Here in the Garden State, hundreds of motorists are pulled over every week all across the state; many of these individuals are arrested and charged with operating a motor vehicle while intoxicated. Some of these drivers will hire a DWI defense attorney to handle their case, while others will try to make a go of it one their own. Some will have their cases thrown out for one or more reasons, although many will likely be convicted and have to pay hundreds or thousands of dollars in fines, court fees and increase auto insurance rates.

Anyone who drives a vehicle in New Jersey probably understands that driving under the influence of alcohol or prescription drugs drunk driving is considered a very serious traffic offense under this state’s laws.

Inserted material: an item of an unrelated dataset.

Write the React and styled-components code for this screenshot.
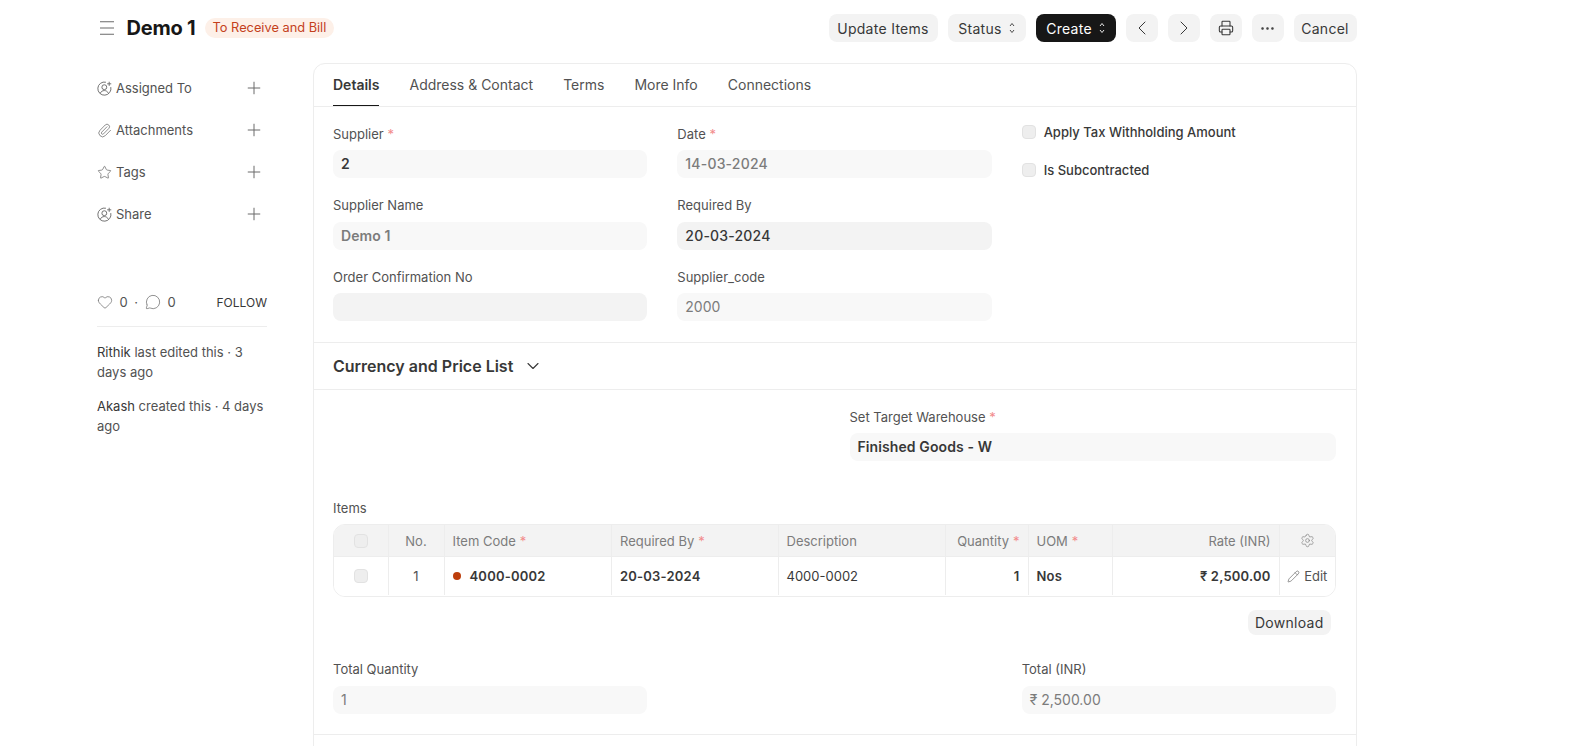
import React from "react";
import styled, { createGlobalStyle } from "styled-components";
import {
  ChevronDown,
  ChevronLeft,
  ChevronRight,
  Ellipsis,
  Heart,
  MessageCircle,
  Paperclip,
  Pencil,
  Plus,
  Printer,
  Settings,
  Star,
} from "lucide-react";

const GlobalStyle = createGlobalStyle`
  html, body {
    margin: 0;
    height: 100%;
    overflow: hidden;
    background: #fff;
    font-family: Inter, "Liberation Sans", sans-serif;
    color: #383838;
  }
`;

const Page = styled.div`
  width: 1259.5px;
  height: 100vh;
  overflow: hidden;
  margin-left: 97px;
`;

const Header = styled.header`
  display: flex;
  align-items: center;
  height: 56px;
`;

const TitleArea = styled.div`
  display: flex;
  align-items: center;
  flex: 1;
`;

const MenuIcon = styled.svg`
  width: 14px;
  height: 14px;
  margin: 0 12.5px 0 3px;
  flex: none;
`;

const Title = styled.h1`
  margin: 0 9px 0 0;
  font-size: 20px;
  font-weight: 700;
  letter-spacing: -0.2px;
  color: #171717;
`;

const Pill = styled.span`
  background: #fdf0e8;
  color: #c4401c;
  font-size: 12.8px;
  height: 20px;
  line-height: 20px;
  padding: 0 8px;
  border-radius: 10px;
`;

const Actions = styled.div`
  display: flex;
  align-items: center;
  gap: 10px;
`;

const Button = styled.button`
  display: flex;
  align-items: center;
  justify-content: center;
  gap: ${(p) => p.$gap || 0}px;
  height: 28px;
  width: ${(p) => p.$w}px;
  padding: 0;
  border: 0;
  border-radius: 8px;
  background: ${(p) => (p.$dark ? "#171717" : "#f3f3f3")};
  color: ${(p) => (p.$dark ? "#fff" : "#383838")};
  font-family: inherit;
  font-size: 14px;
  letter-spacing: 0.28px;
`;

const Body = styled.div`
  display: flex;
  align-items: flex-start;
  margin-top: 7px;
`;

const Sidebar = styled.aside`
  width: 170px;
  margin-right: 45.5px;
  flex: none;
`;

const SideList = styled.div`
  padding-top: 15px;
`;

const SideRow = styled.div`
  display: flex;
  align-items: center;
  height: 20px;
  margin-bottom: 22px;
  font-size: 13px;
  color: #525252;
  svg.lead {
    margin-right: 4px;
    flex: none;
  }
  span {
    flex: 1;
  }
  svg.add {
    margin-right: 3px;
    color: #6b6b6b;
  }
`;

const Stats = styled.div`
  display: flex;
  align-items: center;
  margin-top: 70px;
  padding-bottom: 16px;
  border-bottom: 1px solid #ededed;
  font-size: 13px;
  color: #525252;
  svg {
    color: #6b6b6b;
    flex: none;
  }
`;

const StatText = styled.span`
  margin: 0 7px 0 6.5px;
  word-spacing: 3px;
`;

const Follow = styled.span`
  margin-left: auto;
  font-size: 12px;
  color: #383838;
`;

const Activity = styled.p`
  margin: ${(p) => p.$mt}px 0 0;
  font-size: 13px;
  line-height: 20px;
  color: #525252;
  b {
    font-weight: 400;
    color: #383838;
  }
`;

const Card = styled.main`
  flex: 1;
  border: 1px solid #ededed;
  border-radius: 12px;
  height: 760px;
`;

const Tabs = styled.nav`
  display: flex;
  box-sizing: border-box;
  height: 43px;
  padding: 0 19.5px;
  gap: 30px;
  border-bottom: 1px solid #ededed;
`;

const Tab = styled.div`
  box-sizing: border-box;
  height: 42px;
  line-height: 42px;
  font-size: 14px;
  color: ${(p) => (p.$active ? "#383838" : "#525252")};
  font-weight: ${(p) => (p.$active ? 600 : 400)};
  border-bottom: ${(p) => (p.$active ? "1px solid #171717" : "none")};
`;

const Section = styled.section`
  padding: 0 19.5px;
  border-bottom: 1px solid #ededed;
`;

const FormGrid = styled.div`
  display: grid;
  grid-template-columns: repeat(3, 1fr);
  column-gap: 30px;
`;

const Column = styled.div`
  display: flex;
  flex-direction: column;
  padding-top: ${(p) => p.$pt}px;
`;

const Field = styled.div`
  margin-bottom: ${(p) => (p.$mb === undefined ? 19 : p.$mb)}px;
`;

const Label = styled.div`
  font-size: 13px;
  height: 16px;
  line-height: 16px;
  margin-bottom: 8.5px;
  color: #525252;
  i {
    font-style: normal;
    color: #f28b8b;
  }
`;

const Input = styled.div`
  height: 28px;
  line-height: 28px;
  padding: 0 8px;
  border-radius: 8px;
  font-size: 14px;
  background: ${(p) => (p.$editable ? "#f3f3f3" : "#f8f8f8")};
  color: ${(p) => (p.$muted ? "#7c7c7c" : "#383838")};
  font-weight: ${(p) => (p.$bold ? 600 : p.$medium ? 500 : 400)};
  letter-spacing: ${(p) => (p.$bold ? "0.1px" : p.$medium ? "0.2px" : "0")};
`;

const CheckRow = styled.label`
  display: flex;
  align-items: center;
  height: 20px;
  margin-bottom: 18px;
  font-size: 13px;
  font-weight: 500;
  color: #383838;
`;

const Check = styled.span`
  display: inline-block;
  width: 14px;
  height: 14px;
  box-sizing: border-box;
  border-radius: 4px;
  background: #eeeeee;
  border: 1px solid #e2e2e2;
  margin-right: ${(p) => p.$mr || 0}px;
  flex: none;
`;

const SectionTitle = styled.div`
  display: flex;
  align-items: center;
  height: 46px;
  font-size: 16px;
  font-weight: 600;
  color: #383838;
  gap: 10px;
`;

const WarehouseField = styled.div`
  width: 486.5px;
  margin-left: auto;
  padding-top: 18.5px;
`;

const ItemsLabel = styled(Label)`
  margin: 39px 0 8px;
`;

const Table = styled.div`
  border: 1px solid #ededed;
  border-radius: 12px;
  overflow: hidden;
`;

const TableRow = styled.div`
  display: grid;
  grid-template-columns: 54.5px 56px 167.5px 166.5px 167px 83px 84px 167px 1fr;
  height: ${(p) => p.$h}px;
  background: ${(p) => (p.$head ? "#f3f3f3" : "#fff")};
  border-bottom: ${(p) => (p.$head ? "1px solid #ededed" : "none")};
  font-size: 13px;
  color: ${(p) => (p.$head ? "#7c7c7c" : "#383838")};
`;

const Cell = styled.div`
  display: flex;
  align-items: center;
  justify-content: ${(p) => p.$justify || "flex-start"};
  gap: ${(p) => p.$gap || 0}px;
  padding: 0 ${(p) => (p.$tight ? 0 : 8)}px;
  border-right: ${(p) => (p.$last ? "none" : "1px solid #ededed")};
  margin-bottom: ${(p) => (p.$body ? "1px" : "0")};
  font-weight: ${(p) => (p.$bold ? 600 : 400)};
  letter-spacing: ${(p) => (p.$bold ? "0.2px" : "0")};
  color: ${(p) => (p.$soft ? "#525252" : "inherit")};
  i {
    font-style: normal;
    color: #f28b8b;
    margin-left: 4px;
  }
`;

const Dot = styled.span`
  width: 8px;
  height: 8px;
  border-radius: 50%;
  background: #bd3e0c;
  margin-right: 9px;
  flex: none;
`;

const TableFooter = styled.div`
  display: flex;
  justify-content: flex-end;
  padding: 13px 5px 0 0;
`;

const SmallButton = styled.button`
  height: 25px;
  width: 83.5px;
  padding: 0;
  border: 0;
  border-radius: 8px;
  background: #f3f3f3;
  color: #383838;
  font-family: inherit;
  font-size: 14px;
  letter-spacing: 0.28px;
`;

const Totals = styled.div`
  display: grid;
  grid-template-columns: repeat(3, 1fr);
  column-gap: 30px;
  margin-top: 26px;
  padding-bottom: 20.5px;
`;

const TotalField = styled.div`
  grid-column: ${(p) => p.$col};
`;

const UpDown = () => (
  <svg width="6" height="12" viewBox="0 0 6 12" fill="none" stroke="currentColor" strokeWidth="0.9">
    <path d="M1 4l2-2.5L5 4M1 8l2 2.5L5 8" />
  </svg>
);

const AssignIcon = () => (
  <svg className="lead" width="15" height="15" viewBox="0 0 16 16" fill="none" stroke="#6b6b6b" strokeWidth="1">
    <path d="M9.5 1.3A7 7 0 1 0 14.7 6.5" />
    <circle cx="7.8" cy="6.6" r="2.6" />
    <path d="M3.4 13.2c.8-2 2.5-3 4.4-3s3.6 1 4.4 3" />
    <path d="M13 .8v4.4M10.8 3h4.4" />
  </svg>
);

const sideItems = [
  { label: "Assigned To", icon: <AssignIcon /> },
  { label: "Attachments", icon: <Paperclip className="lead" size={15} strokeWidth={1.2} color="#6b6b6b" /> },
  { label: "Tags", icon: <Star className="lead" size={15} strokeWidth={1.2} color="#6b6b6b" /> },
  { label: "Share", icon: <AssignIcon /> },
];

const tabs = ["Details", "Address & Contact", "Terms", "More Info", "Connections"];

const App = () => {
  return (
    <>
      <GlobalStyle />
      <Page>
        <Header>
          <TitleArea>
            <MenuIcon viewBox="0 0 14 14" stroke="#6b6b6b" strokeWidth="1.1" fill="none">
              <path d="M0 .8h14M0 7h14M0 13.2h14" />
            </MenuIcon>
            <Title>Demo 1</Title>
            <Pill>To Receive and Bill</Pill>
          </TitleArea>
          <Actions>
            <Button $w={109}>Update Items</Button>
            <Button $w={78} $gap={7}>
              Status <UpDown />
            </Button>
            <Button $w={80} $gap={7} $dark>
              Create <UpDown />
            </Button>
            <Button $w={32}>
              <ChevronLeft size={24} strokeWidth={1} />
            </Button>
            <Button $w={32}>
              <ChevronRight size={24} strokeWidth={1} />
            </Button>
            <Button $w={32}>
              <Printer size={16} strokeWidth={1.6} />
            </Button>
            <Button $w={32}>
              <Ellipsis size={17} strokeWidth={1.6} />
            </Button>
            <Button $w={63}>Cancel</Button>
          </Actions>
        </Header>
        <Body>
          <Sidebar>
            <SideList>
              {sideItems.map((item) => (
                <SideRow key={item.label}>
                  {item.icon}
                  <span>{item.label}</span>
                  <Plus className="add" size={20} strokeWidth={1.2} />
                </SideRow>
              ))}
            </SideList>
            <Stats>
              <Heart size={16} strokeWidth={1.1} />
              <StatText>0 ·</StatText>
              <MessageCircle size={16} strokeWidth={1.1} />
              <StatText>0</StatText>
              <Follow>FOLLOW</Follow>
            </Stats>
            <Activity $mt={15}>
              <b>Rithik</b> last edited this · 3<br />days ago
            </Activity>
            <Activity $mt={14}>
              <b>Akash</b> created this · 4 days<br />ago
            </Activity>
          </Sidebar>
          <Card>
            <Tabs>
              {tabs.map((tab, i) => (
                <Tab key={tab} $active={i === 0}>
                  {tab}
                </Tab>
              ))}
            </Tabs>
            <Section>
              <FormGrid>
                <Column $pt={18.5}>
                  <Field>
                    <Label>Supplier <i>*</i></Label>
                    <Input $bold>2</Input>
                  </Field>
                  <Field>
                    <Label>Supplier Name</Label>
                    <Input $bold $muted>Demo 1</Input>
                  </Field>
                  <Field $mb={21}>
                    <Label>Order Confirmation No</Label>
                    <Input $editable />
                  </Field>
                </Column>
                <Column $pt={18.5}>
                  <Field>
                    <Label>Date <i>*</i></Label>
                    <Input $muted $medium>14-03-2024</Input>
                  </Field>
                  <Field>
                    <Label>Required By</Label>
                    <Input $editable $medium>20-03-2024</Input>
                  </Field>
                  <Field $mb={21}>
                    <Label>Supplier_code</Label>
                    <Input $muted>2000</Input>
                  </Field>
                </Column>
                <Column $pt={14.5}>
                  <CheckRow><Check $mr={8} />Apply Tax Withholding Amount</CheckRow>
                  <CheckRow><Check $mr={8} />Is Subcontracted</CheckRow>
                </Column>
              </FormGrid>
            </Section>
            <Section>
              <SectionTitle>
                Currency and Price List <ChevronDown size={20} strokeWidth={1.3} />
              </SectionTitle>
            </Section>
            <Section>
              <WarehouseField>
                <Label>Set Target Warehouse <i>*</i></Label>
                <Input $bold>Finished Goods - W</Input>
              </WarehouseField>
              <ItemsLabel>Items</ItemsLabel>
              <Table>
                <TableRow $head $h={31}>
                  <Cell $justify="center"><Check /></Cell>
                  <Cell $justify="center">No.</Cell>
                  <Cell>Item Code<i>*</i></Cell>
                  <Cell>Required By<i>*</i></Cell>
                  <Cell>Description</Cell>
                  <Cell $justify="flex-end">Quantity<i>*</i></Cell>
                  <Cell>UOM<i>*</i></Cell>
                  <Cell $justify="flex-end">Rate (INR)</Cell>
                  <Cell $justify="center" $last><Settings size={15} strokeWidth={1.2} color="#8a8a8a" /></Cell>
                </TableRow>
                <TableRow $h={39}>
                  <Cell $body $justify="center"><Check /></Cell>
                  <Cell $body $justify="center" $soft>1</Cell>
                  <Cell $body $bold><Dot />4000-0002</Cell>
                  <Cell $body $bold>20-03-2024</Cell>
                  <Cell $body>4000-0002</Cell>
                  <Cell $body $bold $justify="flex-end">1</Cell>
                  <Cell $body $bold>Nos</Cell>
                  <Cell $body $bold $justify="flex-end">₹ 2,500.00</Cell>
                  <Cell $body $justify="center" $last $tight $gap={4} $soft>
                    <Pencil size={13} strokeWidth={1.1} />
                    Edit
                  </Cell>
                </TableRow>
              </Table>
              <TableFooter>
                <SmallButton>Download</SmallButton>
              </TableFooter>
              <Totals>
                <TotalField $col={1}>
                  <Label>Total Quantity</Label>
                  <Input $muted>1</Input>
                </TotalField>
                <TotalField $col={3}>
                  <Label>Total (INR)</Label>
                  <Input $muted>₹ 2,500.00</Input>
                </TotalField>
              </Totals>
            </Section>
          </Card>
        </Body>
      </Page>
    </>
  );
};

export default App;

And, as we’ve mentioned many times before, there are severe penalties for those convicted of DWI-DUI.

Of course, receiving a citation for almost any kind of motor vehicle offense can be costly, but not to the extent that a DWI conviction will affect one’s wallet. And what many people do not understand is that “rolling over” for that first charge of drunken driving and accepting a guilty verdict only makes a subsequent charge and possible conviction for DWI that much more costly, both in monetary terms as well as loss of driving privileges.

Even though a first DWI conviction may already be one the books, there may be some recourse available to drivers who wish to improve their situation. As New Jersey DWI lawyers, one of the services that our firm can provide to a client who has already been convicted of drunk driving is what we refer to as “post-conviction relief” or PCR. This pertains to that set forth in Rule 7:10-2 of the New Jersey criminal statutes; it includes the specific grounds that allow for a defendant to apply for post-conviction relief in a DWI, DUI or breath-test refusal case.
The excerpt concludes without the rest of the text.